Room dimensions, speaker placement, room treatments, isolation treatment, interconnects, power, speaker wire, all weigh into the equation and can have as much or more effect as does the source, pre-amp, amp, and speakers.

If you commit yourself and take the time to move your system along you will be happy with the results.

Bronze Member
Username: James_lehmann

Post Number: 20
Registered: Nov-06
Of course, the sound is of paramount importance, but we shouldn't overlook build-quality as a very significant factor in what people are prepared to pay for a decent bit of kit.

I don't know about you guys but I've been through several 'cheap' CD players - Marantz, NAD etc - and eventually they all seem to develop mechanical or electrical faults after 5+ years or so of intensive use.
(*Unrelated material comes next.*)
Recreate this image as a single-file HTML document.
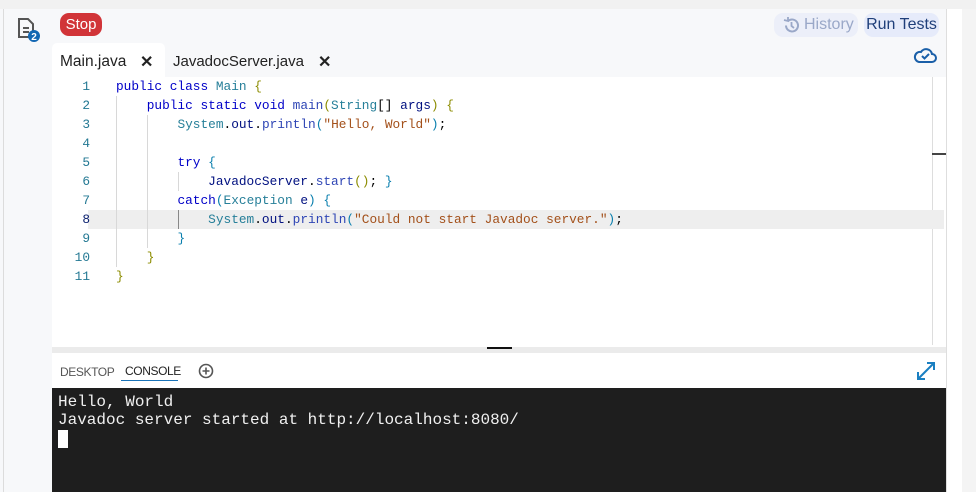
<!DOCTYPE html>
<html><head><meta charset="utf-8"><style>
*{margin:0;padding:0;box-sizing:border-box}
body{width:976px;height:492px;overflow:hidden;background:#f7f8fa;font-family:"Liberation Sans",sans-serif;position:relative}
.abs{position:absolute}
.code{font-family:"Liberation Mono",monospace;font-size:12.8px;white-space:pre;line-height:19px}
.kw{color:#0000c8}.ty{color:#267f99}.fn{color:#2f46b5}.st{color:#a3501a}.br{color:#8c8c00}.br2{color:#0a7fae}.id{color:#001080}
</style></head><body>
<div class="abs" style="left:0;top:0;width:976px;height:9px;background:#f1f1f1"></div>
<div class="abs" style="left:3px;top:9px;width:1px;height:483px;background:#dcdcdc"></div>
<div class="abs" style="left:946px;top:9px;width:1px;height:483px;background:#dedede"></div>
<div class="abs" style="left:947px;top:9px;width:15px;height:483px;background:#fff"></div>
<div class="abs" style="left:962px;top:9px;width:14px;height:483px;background:#f4f4f4"></div>
<svg class="abs" style="left:16px;top:17px" width="28" height="26" viewBox="0 0 28 26"><path d="M3 2h9l5 5v13H3z" fill="none" stroke="#555" stroke-width="2"/><path d="M7 11h6M7 15h6" stroke="#555" stroke-width="2"/><circle cx="18" cy="19" r="6" fill="#1267b3"/><text x="18" y="23" font-size="10" font-weight="bold" fill="#fff" text-anchor="middle" font-family="Liberation Sans">2</text></svg>
<div class="abs" style="left:60px;top:13px;width:42px;height:23px;background:#d13438;border-radius:9px;color:#fff;font-size:15px;line-height:23px;text-align:center">Stop</div>
<div class="abs" style="left:774px;top:13px;width:84px;height:24px;background:#eceff9;border-radius:9px;color:#9aa8c8;font-size:16px;line-height:24px;padding-left:30px">History</div>
<svg class="abs" style="left:783px;top:17px" width="17" height="17" viewBox="0 0 17 17"><path d="M3 8.5A6 6 0 1 0 5 4" fill="none" stroke="#9aa8c8" stroke-width="2"/><path d="M1 3l4 1 0-4" fill="none" stroke="#9aa8c8" stroke-width="1.8"/><path d="M8.5 5v4l2.5 2" fill="none" stroke="#9aa8c8" stroke-width="1.8"/></svg>
<div class="abs" style="left:864px;top:13px;width:75px;height:24px;background:#e6ebfa;border-radius:9px;color:#1f3f7a;font-size:16px;line-height:24px;text-align:center">Run Tests</div>
<svg class="abs" style="left:913px;top:46px" width="24" height="18" viewBox="0 0 24 18"><path d="M6 16h13a4 4 0 0 0 0-8 6 6 0 0 0-11-2 5 5 0 0 0-2 10z" fill="none" stroke="#1a5fa8" stroke-width="2"/><path d="M9 10l2.5 2.5L16 8" fill="none" stroke="#1a5fa8" stroke-width="2"/></svg>
<div class="abs" style="left:52px;top:43px;width:113px;height:36px;background:#fff;border-radius:5px 5px 0 0"></div>
<div class="abs" style="left:60px;top:53px;font-size:15.5px;color:#222">Main.java</div>
<div class="abs" style="left:140px;top:52px;font-size:16px;color:#222;font-weight:bold">✕</div>
<div class="abs" style="left:173px;top:53px;font-size:15px;color:#222">JavadocServer.java</div>
<div class="abs" style="left:318px;top:52px;font-size:16px;color:#222;font-weight:bold">✕</div>
<div class="abs" style="left:52px;top:77px;width:894px;height:270px;background:#fff"></div>
<div class="abs" style="left:932px;top:77px;width:1px;height:268px;background:#ddd"></div>
<div class="abs" style="left:932px;top:153px;width:14px;height:2px;background:#444"></div>
<div class="abs" style="left:88px;top:210px;width:856px;height:19px;background:#eeeeee"></div>
<div class="abs" style="left:116px;top:96px;width:1px;height:171px;background:#d8d8d8"></div>
<div class="abs" style="left:147px;top:115px;width:1px;height:133px;background:#d8d8d8"></div>
<div class="abs" style="left:178px;top:172px;width:1px;height:19px;background:#d8d8d8"></div>
<div class="abs" style="left:178px;top:210px;width:1px;height:19px;background:#888"></div>
<div class="abs code" style="left:60px;top:77px;width:30px;text-align:right;color:#237893">1
2
3
4
5
6
7
<span style="color:#0b216f">8</span>
9
10
11</div>
<div class="abs code" style="left:116px;top:77px;color:#000"><span class="kw">public class</span> <span class="ty">Main</span> <span class="br">{</span>
    <span class="kw">public static void</span> <span class="fn">main</span><span class="br">(</span><span class="ty">String</span>[] <span class="id">args</span><span class="br">)</span> <span class="br">{</span>
        <span class="ty">System</span>.<span class="id">out</span>.<span class="fn">println</span><span class="br2">(</span><span class="st">"Hello, World"</span><span class="br2">)</span>;

        <span class="kw">try</span> <span class="br2">{</span>
            <span class="id">JavadocServer</span>.<span class="fn">start</span><span class="br">()</span>; <span class="br2">}</span>
        <span class="kw">catch</span><span class="br2">(</span><span class="ty">Exception</span> <span class="id">e</span><span class="br2">)</span> <span class="br2">{</span>
            <span class="ty">System</span>.<span class="id">out</span>.<span class="fn">println</span><span class="br2">(</span><span class="st">"Could not start Javadoc server."</span><span class="br2">)</span>;
        <span class="br2">}</span>
    <span class="br">}</span>
<span class="br">}</span></div>
<div class="abs" style="left:52px;top:347px;width:894px;height:6px;background:#ebebeb"></div>
<div class="abs" style="left:487px;top:347px;width:25px;height:2px;background:#111"></div>
<div class="abs" style="left:52px;top:353px;width:894px;height:35px;background:#fff"></div>
<div class="abs" style="left:60px;top:365px;font-size:12px;letter-spacing:-0.4px;color:#555">DESKTOP</div>
<div class="abs" style="left:125px;top:364px;font-size:12px;letter-spacing:-0.4px;color:#222">CONSOLE</div>
<div class="abs" style="left:121px;top:380px;width:57px;height:1px;background:#1a73b8"></div>
<svg class="abs" style="left:198px;top:363px" width="16" height="16" viewBox="0 0 16 16"><circle cx="8" cy="8" r="6.5" fill="none" stroke="#555" stroke-width="1.6"/><path d="M8 4.5v7M4.5 8h7" stroke="#555" stroke-width="1.6"/></svg>
<svg class="abs" style="left:916px;top:361px" width="20" height="20" viewBox="0 0 20 20"><path d="M3 17L17 3" stroke="#1a7fc1" stroke-width="2"/><path d="M11 2h7v7" fill="none" stroke="#1a7fc1" stroke-width="2"/><path d="M2 11v7h7" fill="none" stroke="#1a7fc1" stroke-width="2"/></svg>
<div class="abs" style="left:52px;top:388px;width:894px;height:104px;background:#1e1e1e"></div>
<div class="abs" style="left:58px;top:393px;font-family:'Liberation Mono',monospace;font-size:16px;line-height:18px;color:#f0f0f0;white-space:pre">Hello, World
Javadoc server started at http://localhost:8080/</div>
<div class="abs" style="left:58px;top:430px;width:10px;height:18px;background:#fff"></div>
</body></html>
This is one reason I'm sinking a sizeable amount of cash into a new Naim CD5i - I am expecting the high price to pay for itself over time, which is why I am prepared to buy into Naim's awesome reputation for build-quality and reliability. I am not expecting the sound to be subjectively 'three times as good' as my present $500 AMC player (that's an almost immeasurable concept anyway), but I am fully expecting the $1500 Naim to last three times as long, and that is worth paying for IMHO.

Gold Member
Username: Artk

Albany, Oregon USA

Post Number: 6031
Registered: Feb-05
And that Naim sounds awesome as well...nice bonus!!

Gold Member
Username: Mike3

Wylie, Tx USA

Post Number: 1052
Registered: May-06
JL, but might you get more than 3 times the pleasure. You are not just raising the level of your CD BTW, you are raising the level of your system!